[What the task requires]
Look through the material below for "screenshot". Copy every line that contains it.

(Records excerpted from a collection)

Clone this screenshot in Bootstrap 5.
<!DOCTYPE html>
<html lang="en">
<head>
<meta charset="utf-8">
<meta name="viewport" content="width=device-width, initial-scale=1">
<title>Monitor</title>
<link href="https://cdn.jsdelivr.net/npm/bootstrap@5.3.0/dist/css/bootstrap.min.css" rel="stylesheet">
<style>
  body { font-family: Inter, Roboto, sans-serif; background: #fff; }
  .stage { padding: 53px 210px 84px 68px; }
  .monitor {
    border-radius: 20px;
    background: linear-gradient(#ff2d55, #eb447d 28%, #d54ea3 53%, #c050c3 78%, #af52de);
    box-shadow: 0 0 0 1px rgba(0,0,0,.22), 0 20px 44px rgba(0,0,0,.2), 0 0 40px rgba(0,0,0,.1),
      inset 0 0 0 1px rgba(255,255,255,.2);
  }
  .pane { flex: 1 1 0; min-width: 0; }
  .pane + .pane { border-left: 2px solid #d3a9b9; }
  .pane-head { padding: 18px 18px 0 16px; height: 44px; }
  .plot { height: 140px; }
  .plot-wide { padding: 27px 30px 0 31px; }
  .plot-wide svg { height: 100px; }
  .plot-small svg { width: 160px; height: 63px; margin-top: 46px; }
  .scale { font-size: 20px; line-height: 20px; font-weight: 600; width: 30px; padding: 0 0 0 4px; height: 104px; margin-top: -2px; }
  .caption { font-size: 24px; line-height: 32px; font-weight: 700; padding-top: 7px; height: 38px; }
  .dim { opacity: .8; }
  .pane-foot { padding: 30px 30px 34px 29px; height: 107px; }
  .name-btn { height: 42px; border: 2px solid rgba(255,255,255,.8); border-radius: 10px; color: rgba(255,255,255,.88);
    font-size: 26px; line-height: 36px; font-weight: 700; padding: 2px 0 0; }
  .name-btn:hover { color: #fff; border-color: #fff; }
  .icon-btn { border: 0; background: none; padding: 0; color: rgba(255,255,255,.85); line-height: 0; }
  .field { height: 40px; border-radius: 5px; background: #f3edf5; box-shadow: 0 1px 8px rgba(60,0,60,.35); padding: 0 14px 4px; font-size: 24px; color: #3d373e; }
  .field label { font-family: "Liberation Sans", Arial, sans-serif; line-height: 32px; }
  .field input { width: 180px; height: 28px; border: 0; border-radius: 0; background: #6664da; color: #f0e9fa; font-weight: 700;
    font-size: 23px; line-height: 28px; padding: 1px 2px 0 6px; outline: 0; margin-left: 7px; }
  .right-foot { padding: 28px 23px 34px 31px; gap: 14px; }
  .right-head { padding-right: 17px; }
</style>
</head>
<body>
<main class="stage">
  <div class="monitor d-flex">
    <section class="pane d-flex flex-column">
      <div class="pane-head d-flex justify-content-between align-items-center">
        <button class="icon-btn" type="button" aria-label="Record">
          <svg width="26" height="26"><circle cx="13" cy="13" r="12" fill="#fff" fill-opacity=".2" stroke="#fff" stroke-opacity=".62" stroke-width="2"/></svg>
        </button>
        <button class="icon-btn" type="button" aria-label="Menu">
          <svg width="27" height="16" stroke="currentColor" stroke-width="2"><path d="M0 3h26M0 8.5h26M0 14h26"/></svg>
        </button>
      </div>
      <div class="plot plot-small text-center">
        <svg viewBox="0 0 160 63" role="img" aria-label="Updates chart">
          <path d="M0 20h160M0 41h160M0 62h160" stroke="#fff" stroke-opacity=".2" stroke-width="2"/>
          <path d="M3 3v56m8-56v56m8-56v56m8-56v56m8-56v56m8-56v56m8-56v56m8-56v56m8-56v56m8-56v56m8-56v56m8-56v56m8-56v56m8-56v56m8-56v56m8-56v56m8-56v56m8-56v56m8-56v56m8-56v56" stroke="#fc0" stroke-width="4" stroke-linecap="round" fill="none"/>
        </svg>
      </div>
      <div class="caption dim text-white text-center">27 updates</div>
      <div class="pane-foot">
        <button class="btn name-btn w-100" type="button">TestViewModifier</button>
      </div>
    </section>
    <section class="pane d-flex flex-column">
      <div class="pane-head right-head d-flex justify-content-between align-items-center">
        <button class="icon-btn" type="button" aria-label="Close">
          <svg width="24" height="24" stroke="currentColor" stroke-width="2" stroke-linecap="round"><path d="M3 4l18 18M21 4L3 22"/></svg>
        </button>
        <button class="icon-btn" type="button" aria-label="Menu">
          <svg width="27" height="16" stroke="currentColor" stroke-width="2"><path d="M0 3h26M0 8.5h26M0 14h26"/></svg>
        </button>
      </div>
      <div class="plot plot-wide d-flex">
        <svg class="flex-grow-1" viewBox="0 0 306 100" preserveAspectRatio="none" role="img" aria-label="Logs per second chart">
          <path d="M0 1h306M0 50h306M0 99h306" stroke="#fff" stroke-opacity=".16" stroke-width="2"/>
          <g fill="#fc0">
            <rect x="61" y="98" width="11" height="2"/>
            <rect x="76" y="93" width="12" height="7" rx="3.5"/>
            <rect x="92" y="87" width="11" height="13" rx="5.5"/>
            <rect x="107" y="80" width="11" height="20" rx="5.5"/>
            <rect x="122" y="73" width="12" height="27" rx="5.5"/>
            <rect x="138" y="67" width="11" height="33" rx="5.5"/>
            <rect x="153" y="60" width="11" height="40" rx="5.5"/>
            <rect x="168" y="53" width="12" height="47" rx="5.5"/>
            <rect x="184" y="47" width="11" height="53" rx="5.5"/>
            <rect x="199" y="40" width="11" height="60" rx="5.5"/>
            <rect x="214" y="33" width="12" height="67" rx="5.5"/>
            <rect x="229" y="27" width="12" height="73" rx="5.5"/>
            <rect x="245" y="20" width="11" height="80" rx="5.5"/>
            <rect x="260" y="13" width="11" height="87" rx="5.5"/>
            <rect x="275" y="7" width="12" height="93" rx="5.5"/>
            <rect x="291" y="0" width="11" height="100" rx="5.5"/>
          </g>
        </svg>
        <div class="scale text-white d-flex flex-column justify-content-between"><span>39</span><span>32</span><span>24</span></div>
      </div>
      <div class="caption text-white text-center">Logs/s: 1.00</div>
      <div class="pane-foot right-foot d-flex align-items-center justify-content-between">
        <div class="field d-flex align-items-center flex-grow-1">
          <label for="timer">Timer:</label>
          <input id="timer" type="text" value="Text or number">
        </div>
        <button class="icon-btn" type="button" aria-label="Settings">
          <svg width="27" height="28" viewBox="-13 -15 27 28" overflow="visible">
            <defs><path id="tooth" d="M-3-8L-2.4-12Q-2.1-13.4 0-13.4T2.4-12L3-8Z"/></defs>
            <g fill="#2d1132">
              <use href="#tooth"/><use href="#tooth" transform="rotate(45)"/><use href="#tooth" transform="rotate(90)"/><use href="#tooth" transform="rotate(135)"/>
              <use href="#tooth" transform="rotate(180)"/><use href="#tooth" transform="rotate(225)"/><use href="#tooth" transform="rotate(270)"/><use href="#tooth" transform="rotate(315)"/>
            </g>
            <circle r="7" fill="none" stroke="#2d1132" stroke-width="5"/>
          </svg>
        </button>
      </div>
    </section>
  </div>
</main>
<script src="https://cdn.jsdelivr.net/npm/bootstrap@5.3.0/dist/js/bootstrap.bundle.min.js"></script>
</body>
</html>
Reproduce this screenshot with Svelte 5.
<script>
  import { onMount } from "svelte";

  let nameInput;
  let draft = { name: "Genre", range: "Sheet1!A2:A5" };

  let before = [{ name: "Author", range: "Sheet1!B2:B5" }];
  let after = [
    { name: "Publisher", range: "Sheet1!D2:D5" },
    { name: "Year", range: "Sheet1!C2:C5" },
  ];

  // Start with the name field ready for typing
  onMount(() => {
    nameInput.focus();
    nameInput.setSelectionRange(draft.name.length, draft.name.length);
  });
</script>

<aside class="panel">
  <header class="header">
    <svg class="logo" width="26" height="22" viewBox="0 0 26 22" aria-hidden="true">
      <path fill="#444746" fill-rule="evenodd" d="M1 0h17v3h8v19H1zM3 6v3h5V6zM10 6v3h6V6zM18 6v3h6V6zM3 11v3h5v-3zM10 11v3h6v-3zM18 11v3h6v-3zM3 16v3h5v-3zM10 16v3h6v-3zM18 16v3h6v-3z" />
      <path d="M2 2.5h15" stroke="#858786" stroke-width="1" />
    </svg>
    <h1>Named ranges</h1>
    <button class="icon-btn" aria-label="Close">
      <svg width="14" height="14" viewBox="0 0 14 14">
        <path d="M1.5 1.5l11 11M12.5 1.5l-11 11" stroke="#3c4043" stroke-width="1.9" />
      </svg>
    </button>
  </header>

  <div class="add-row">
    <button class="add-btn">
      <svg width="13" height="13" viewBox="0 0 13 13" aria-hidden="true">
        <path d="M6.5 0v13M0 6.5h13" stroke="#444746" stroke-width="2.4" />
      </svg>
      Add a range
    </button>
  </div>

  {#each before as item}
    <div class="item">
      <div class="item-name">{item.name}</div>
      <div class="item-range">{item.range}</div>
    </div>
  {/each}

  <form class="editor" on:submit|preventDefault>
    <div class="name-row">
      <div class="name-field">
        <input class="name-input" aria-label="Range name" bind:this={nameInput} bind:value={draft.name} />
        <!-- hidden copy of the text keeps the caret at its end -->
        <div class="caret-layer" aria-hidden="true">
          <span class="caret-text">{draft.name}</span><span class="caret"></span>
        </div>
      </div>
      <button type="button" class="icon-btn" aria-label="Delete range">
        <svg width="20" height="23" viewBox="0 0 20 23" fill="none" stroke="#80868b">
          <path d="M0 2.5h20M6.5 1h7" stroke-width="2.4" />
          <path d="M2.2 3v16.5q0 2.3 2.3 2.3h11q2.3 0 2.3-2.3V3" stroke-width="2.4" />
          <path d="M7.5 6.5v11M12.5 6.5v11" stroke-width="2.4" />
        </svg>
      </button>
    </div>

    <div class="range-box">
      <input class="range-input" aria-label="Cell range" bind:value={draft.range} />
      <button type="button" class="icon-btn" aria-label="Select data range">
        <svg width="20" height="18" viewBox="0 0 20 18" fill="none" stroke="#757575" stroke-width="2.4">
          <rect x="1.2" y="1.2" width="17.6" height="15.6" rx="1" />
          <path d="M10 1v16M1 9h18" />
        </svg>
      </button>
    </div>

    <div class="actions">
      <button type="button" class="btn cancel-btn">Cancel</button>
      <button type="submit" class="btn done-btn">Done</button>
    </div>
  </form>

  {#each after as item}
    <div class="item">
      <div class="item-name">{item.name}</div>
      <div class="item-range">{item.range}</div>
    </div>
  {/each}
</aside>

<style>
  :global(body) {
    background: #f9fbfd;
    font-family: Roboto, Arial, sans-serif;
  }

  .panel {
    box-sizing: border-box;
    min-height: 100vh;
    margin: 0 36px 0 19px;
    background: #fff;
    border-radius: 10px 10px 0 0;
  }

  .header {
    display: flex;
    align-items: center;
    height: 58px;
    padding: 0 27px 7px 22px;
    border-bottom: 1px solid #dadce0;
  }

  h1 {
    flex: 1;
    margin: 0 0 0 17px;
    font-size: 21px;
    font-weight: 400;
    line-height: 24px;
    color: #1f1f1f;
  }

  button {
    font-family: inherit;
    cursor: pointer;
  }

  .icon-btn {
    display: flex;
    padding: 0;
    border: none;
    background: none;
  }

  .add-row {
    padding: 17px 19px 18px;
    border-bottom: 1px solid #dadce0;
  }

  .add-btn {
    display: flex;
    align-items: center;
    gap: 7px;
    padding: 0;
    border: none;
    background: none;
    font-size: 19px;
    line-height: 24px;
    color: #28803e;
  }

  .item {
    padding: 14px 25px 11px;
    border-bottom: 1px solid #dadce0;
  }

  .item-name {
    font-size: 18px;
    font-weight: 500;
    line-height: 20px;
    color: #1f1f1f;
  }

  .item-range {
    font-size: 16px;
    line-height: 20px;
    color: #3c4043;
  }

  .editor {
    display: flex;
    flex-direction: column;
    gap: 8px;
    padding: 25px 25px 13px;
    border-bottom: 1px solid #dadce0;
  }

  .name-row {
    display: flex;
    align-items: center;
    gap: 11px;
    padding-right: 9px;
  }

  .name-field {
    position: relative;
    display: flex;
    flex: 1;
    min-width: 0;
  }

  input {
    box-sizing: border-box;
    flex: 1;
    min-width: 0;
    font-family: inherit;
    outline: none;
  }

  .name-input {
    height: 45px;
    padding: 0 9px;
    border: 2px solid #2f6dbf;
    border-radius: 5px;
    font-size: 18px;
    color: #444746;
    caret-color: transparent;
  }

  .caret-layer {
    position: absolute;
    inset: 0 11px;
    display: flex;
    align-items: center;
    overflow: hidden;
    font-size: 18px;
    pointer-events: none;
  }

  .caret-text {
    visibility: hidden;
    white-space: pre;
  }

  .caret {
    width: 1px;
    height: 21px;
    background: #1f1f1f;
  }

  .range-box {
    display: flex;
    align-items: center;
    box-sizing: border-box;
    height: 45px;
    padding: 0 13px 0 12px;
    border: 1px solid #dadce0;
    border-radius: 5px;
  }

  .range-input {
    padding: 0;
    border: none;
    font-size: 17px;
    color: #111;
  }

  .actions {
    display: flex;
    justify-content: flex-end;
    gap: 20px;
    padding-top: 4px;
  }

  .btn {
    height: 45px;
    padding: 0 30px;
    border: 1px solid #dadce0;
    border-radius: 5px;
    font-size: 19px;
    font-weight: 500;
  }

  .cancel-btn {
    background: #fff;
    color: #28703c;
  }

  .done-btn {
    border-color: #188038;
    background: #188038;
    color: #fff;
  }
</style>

[Solution to this exercise]
Clone this screenshot in Bootstrap 5.
Reproduce this screenshot with Svelte 5.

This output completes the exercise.